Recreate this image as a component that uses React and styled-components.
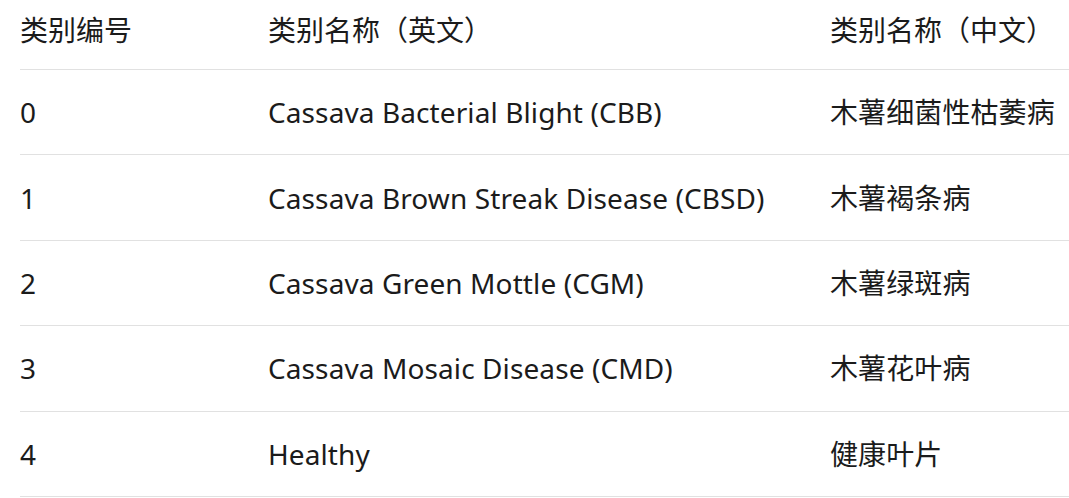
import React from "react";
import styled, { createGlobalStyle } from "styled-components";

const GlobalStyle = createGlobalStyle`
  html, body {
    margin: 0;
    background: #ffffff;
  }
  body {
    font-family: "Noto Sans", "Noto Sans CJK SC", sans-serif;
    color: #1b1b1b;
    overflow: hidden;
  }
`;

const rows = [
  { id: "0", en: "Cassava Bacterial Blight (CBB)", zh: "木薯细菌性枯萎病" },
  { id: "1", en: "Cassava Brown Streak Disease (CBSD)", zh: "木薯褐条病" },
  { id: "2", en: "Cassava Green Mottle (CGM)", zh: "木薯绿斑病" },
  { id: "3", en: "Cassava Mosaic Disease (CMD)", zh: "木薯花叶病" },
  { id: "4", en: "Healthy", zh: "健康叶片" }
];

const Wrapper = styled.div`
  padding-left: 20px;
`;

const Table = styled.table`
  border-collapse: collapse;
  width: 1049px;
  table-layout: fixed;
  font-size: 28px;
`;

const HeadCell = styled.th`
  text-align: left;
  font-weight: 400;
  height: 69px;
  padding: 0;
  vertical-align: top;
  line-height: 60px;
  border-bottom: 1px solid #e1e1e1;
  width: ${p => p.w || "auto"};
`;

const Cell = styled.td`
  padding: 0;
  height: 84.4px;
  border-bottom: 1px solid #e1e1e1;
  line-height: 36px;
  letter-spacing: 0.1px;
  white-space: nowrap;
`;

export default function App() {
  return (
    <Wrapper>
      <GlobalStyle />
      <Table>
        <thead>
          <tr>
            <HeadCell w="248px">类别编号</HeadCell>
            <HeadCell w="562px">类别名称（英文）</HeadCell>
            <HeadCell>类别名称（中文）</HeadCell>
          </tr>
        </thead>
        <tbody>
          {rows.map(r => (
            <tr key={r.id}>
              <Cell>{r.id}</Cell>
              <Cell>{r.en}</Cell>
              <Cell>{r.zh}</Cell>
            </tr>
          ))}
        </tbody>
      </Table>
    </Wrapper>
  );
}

# # #

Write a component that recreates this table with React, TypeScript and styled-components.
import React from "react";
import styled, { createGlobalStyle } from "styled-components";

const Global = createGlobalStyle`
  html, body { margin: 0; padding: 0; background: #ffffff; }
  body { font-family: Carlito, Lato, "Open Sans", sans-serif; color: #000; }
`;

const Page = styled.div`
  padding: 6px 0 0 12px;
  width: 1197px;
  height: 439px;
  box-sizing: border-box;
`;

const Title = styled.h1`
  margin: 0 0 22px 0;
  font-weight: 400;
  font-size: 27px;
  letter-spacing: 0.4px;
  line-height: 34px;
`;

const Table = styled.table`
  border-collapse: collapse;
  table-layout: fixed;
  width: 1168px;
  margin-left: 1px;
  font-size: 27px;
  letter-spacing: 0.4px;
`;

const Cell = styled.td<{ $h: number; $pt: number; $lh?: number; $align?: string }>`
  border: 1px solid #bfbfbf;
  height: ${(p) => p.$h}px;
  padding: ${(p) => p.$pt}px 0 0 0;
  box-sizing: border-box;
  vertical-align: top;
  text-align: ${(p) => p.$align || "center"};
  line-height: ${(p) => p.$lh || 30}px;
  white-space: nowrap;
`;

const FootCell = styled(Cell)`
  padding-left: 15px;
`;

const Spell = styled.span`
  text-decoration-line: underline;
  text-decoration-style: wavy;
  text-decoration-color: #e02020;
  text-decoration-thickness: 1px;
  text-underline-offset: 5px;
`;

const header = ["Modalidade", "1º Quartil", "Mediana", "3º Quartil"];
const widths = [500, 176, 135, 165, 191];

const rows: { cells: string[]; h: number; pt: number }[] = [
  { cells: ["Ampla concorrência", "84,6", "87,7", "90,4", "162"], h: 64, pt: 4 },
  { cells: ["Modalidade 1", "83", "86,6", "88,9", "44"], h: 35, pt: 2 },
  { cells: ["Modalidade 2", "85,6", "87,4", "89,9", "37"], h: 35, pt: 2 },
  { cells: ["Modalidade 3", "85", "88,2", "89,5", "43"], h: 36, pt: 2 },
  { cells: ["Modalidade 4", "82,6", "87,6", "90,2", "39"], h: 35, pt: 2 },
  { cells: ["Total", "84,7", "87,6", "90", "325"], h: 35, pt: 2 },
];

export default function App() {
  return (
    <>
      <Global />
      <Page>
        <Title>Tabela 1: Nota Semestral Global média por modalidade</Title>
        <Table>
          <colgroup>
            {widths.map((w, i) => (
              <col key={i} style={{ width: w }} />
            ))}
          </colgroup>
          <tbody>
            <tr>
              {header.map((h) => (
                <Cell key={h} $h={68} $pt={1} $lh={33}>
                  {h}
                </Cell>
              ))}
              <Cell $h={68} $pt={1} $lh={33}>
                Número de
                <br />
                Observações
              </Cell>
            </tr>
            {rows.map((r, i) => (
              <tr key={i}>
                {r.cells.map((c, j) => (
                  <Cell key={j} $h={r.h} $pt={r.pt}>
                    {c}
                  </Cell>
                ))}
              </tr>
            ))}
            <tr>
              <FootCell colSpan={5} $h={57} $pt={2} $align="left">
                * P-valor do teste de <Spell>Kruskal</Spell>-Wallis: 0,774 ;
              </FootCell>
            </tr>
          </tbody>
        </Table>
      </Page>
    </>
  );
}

# # #

Pick out every line holding the string "this" and return it.

**Solution to the problem**
Recreate this image as a component that uses React and styled-components.
Write a component that recreates this table with React, TypeScript and styled-components.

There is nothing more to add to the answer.